Single by Power Trip

from the album Nightmare Logic
- Genre: Thrash metal; crossover thrash;
- Length: 3:53
- Label: Southern Lord Records
- Producer: Arthur Rizk

Music video
- "Executioner's Tax (Swing of the Axe)" on YouTube

= Executioner's Tax (Swing of the Axe) =

2017 single by Power Trip

"Executioner's Tax (Swing of the Axe)" is a 2017 song by American thrash metal band Power Trip, released as the second single from their second studio album Nightmare Logic. According to the song's vocalist Riley Gale, its lyrics are inspired by the practice of paying a fee to executioners in medieval Europe for a painless death, which he applied to the political climate at the time. The song was generally praised by critics, particularly for the performance of Gale and guitarists Blake Ibanez and Nick Stewart. A live version of the song was nominated for a Grammy Award for Best Metal Performance in 2021.

== Background ==
"Executioner's Tax (Swing of the Axe)" was released as the second single of the album Nightmare Logic, ahead of the album's release on 24 February 2017. Like the rest of the album, the single was produced by Arthur Rizk and released by Southern Lord Records. In an interview with the Austin Chronicle, Power Trip vocalist Riley Gale stated that the lyrics were inspired by supposed payments to executioners in medieval Europe to ensure a quick, painless beheading. He likened these payments to modern self-destructive habits, such as the consumption of prescription drugs and junk food.

== Reception ==
"Executioner's Tax (Swing of the Axe)" was generally praised by critics. Zoe Camp of Pitchfork called it the "best song" on Nightmare Logic, referencing Gale's satirical lyrics and guitarist Blake Ibanez's heavy tremolo riffs. In a positive review of Nightmare Logic, PopMatters noted Ibanez and Nick Stewart's "smoldering, napalm-soaked six-string maneuvers" and Gale's "fittingly frightening vocal performance" on the track. Branan Rajanathan of Exclaim! also praised the song's vocals and guitarwork. The song was named the best metal song of the year at the 2017 Loudwire Music Awards. A live version of the song was nominated for a Grammy Award for Best Metal Performance in 2021.

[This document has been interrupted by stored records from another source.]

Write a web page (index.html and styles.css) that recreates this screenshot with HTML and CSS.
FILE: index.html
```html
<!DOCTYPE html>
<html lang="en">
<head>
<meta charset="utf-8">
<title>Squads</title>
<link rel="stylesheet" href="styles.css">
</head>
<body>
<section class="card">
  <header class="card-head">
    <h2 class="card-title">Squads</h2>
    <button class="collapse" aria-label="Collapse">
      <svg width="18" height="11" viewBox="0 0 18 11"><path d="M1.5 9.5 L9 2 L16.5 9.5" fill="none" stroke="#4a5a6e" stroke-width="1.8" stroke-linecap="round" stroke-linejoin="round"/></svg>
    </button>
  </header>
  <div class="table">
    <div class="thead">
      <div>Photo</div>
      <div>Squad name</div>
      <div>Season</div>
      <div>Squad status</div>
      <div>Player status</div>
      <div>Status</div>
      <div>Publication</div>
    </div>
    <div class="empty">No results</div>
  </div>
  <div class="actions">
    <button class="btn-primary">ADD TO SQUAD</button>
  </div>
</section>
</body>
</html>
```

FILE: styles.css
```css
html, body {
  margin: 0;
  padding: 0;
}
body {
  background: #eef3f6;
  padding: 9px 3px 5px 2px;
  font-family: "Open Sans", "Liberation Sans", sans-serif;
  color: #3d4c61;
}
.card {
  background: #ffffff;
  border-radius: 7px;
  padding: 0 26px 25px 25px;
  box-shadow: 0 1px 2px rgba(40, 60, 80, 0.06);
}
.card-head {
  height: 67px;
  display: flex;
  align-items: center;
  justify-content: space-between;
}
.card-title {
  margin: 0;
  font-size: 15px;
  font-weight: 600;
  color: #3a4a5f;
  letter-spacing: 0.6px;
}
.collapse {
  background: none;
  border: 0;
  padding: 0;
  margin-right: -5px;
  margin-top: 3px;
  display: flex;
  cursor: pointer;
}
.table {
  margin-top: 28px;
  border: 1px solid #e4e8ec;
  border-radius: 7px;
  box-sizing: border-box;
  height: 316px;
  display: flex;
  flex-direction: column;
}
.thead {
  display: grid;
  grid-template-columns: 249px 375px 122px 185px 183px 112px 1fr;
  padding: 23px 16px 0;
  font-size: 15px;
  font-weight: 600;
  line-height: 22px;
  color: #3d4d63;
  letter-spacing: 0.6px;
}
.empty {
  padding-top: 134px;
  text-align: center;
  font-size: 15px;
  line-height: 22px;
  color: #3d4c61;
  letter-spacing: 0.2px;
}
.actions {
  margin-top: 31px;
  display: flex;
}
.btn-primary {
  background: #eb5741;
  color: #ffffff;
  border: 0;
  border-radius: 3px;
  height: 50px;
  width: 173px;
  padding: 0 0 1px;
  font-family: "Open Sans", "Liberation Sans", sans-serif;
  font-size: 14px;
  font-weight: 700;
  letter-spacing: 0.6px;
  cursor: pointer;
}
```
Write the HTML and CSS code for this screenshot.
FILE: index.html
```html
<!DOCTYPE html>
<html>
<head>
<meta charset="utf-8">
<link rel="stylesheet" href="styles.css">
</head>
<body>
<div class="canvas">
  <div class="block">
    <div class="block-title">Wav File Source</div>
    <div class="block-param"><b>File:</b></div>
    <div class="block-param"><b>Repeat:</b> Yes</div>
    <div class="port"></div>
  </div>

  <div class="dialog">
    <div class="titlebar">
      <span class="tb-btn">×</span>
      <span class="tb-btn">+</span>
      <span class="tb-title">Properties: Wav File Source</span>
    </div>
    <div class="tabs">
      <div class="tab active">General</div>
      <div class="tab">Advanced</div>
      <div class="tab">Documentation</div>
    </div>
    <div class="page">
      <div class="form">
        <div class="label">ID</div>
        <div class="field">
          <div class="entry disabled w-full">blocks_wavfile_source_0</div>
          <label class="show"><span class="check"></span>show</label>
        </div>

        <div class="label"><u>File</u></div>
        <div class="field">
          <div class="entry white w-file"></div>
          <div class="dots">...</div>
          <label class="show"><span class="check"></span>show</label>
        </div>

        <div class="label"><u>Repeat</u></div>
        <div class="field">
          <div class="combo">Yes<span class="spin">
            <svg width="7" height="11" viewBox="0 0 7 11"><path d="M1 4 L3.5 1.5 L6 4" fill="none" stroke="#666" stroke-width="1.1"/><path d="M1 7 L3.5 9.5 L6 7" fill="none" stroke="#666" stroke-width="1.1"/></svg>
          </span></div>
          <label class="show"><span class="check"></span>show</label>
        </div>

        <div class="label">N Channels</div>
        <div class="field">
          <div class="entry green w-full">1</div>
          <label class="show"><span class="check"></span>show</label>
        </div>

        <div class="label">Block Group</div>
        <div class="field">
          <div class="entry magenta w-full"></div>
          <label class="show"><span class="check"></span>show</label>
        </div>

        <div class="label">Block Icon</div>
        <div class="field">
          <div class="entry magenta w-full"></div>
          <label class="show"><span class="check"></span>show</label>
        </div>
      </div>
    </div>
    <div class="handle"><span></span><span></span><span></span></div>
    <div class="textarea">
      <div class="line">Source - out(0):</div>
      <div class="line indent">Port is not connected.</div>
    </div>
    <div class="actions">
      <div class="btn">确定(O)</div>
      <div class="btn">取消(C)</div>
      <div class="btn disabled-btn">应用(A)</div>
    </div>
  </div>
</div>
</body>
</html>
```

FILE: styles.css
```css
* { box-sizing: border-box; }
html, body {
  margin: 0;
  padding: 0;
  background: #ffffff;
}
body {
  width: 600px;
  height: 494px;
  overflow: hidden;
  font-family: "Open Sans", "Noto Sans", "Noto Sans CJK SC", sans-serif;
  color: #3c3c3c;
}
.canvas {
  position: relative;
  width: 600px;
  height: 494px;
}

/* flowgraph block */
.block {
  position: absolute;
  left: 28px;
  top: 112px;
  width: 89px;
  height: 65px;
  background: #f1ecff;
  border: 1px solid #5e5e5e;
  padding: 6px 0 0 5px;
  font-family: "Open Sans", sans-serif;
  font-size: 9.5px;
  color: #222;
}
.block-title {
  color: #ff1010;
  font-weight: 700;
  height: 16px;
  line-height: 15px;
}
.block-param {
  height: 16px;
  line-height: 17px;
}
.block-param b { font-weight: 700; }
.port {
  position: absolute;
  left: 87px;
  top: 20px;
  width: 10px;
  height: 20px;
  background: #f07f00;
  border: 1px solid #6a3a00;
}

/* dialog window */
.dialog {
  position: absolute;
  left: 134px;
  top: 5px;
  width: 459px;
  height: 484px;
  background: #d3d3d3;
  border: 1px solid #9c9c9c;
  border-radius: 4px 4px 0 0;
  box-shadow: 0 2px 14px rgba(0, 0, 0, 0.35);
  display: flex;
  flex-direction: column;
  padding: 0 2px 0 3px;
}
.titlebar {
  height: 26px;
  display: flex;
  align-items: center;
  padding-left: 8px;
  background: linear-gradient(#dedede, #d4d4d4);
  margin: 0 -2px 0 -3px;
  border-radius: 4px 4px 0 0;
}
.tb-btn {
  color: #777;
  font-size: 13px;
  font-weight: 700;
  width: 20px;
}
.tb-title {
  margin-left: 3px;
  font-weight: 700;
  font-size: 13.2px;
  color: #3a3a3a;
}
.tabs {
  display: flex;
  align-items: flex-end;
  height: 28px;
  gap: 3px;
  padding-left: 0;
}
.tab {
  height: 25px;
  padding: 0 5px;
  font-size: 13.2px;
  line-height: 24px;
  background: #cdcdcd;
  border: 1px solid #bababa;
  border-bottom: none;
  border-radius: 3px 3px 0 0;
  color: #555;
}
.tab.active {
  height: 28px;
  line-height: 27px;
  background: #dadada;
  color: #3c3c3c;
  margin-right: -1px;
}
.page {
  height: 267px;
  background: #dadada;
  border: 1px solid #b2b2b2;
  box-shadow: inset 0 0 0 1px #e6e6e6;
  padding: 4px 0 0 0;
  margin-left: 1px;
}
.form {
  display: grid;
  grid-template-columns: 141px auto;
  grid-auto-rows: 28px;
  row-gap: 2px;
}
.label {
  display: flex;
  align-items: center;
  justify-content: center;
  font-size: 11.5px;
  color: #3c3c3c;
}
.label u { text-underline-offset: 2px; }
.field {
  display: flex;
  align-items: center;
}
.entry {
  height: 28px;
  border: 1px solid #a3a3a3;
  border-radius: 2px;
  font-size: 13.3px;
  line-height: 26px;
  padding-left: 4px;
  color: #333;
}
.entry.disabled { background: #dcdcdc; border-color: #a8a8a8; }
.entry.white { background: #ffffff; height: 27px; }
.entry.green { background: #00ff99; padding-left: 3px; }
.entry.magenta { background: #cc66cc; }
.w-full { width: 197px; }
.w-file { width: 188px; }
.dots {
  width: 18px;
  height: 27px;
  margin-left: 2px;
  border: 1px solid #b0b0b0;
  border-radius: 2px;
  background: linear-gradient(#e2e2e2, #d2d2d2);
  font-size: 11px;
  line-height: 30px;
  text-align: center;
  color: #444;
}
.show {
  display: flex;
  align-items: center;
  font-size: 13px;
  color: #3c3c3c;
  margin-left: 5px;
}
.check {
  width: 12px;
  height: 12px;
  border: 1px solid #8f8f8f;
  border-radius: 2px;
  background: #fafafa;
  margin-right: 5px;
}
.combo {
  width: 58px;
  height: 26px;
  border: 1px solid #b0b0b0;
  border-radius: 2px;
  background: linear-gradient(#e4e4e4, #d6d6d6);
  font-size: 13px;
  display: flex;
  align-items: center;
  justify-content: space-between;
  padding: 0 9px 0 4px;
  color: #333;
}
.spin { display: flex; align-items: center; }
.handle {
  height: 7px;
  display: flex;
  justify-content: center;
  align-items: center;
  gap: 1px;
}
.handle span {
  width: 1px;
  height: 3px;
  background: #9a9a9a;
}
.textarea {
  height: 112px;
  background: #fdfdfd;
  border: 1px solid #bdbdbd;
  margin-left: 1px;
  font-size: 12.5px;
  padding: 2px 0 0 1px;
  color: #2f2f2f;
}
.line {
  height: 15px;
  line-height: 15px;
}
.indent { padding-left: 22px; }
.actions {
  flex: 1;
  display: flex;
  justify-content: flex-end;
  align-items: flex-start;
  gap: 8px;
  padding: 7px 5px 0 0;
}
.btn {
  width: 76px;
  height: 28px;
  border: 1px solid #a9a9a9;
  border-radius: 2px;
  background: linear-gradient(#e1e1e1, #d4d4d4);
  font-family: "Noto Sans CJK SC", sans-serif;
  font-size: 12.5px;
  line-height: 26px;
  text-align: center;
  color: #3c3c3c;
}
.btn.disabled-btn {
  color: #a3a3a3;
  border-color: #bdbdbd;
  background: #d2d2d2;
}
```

In 2017, television host Greg Gutfeld played the song twice on an episode of The Five, leading the band to issue a "cease and desist" through Twitter. Gale and Gutfeld later had a dialogue following the incident, leading to the two developing a friendship. Members of Power Trip and Obituary recorded a cover of the song as a tribute to Gale following his death in 2020. Additionally, the band Outburst released a cover of the song in 2022, donating all streaming proceeds to the Riley Gale Foundation.

In 2020, Loudwire dubbed it one of the 66 best metal songs of the 21st century. Metal Hammer also ranked it among the 10 best thrash metal songs released from 2000 to 2020. Revolver Magazine called it "one of the true all-timers not just within Power Trip’s catalog, but for metal as a whole."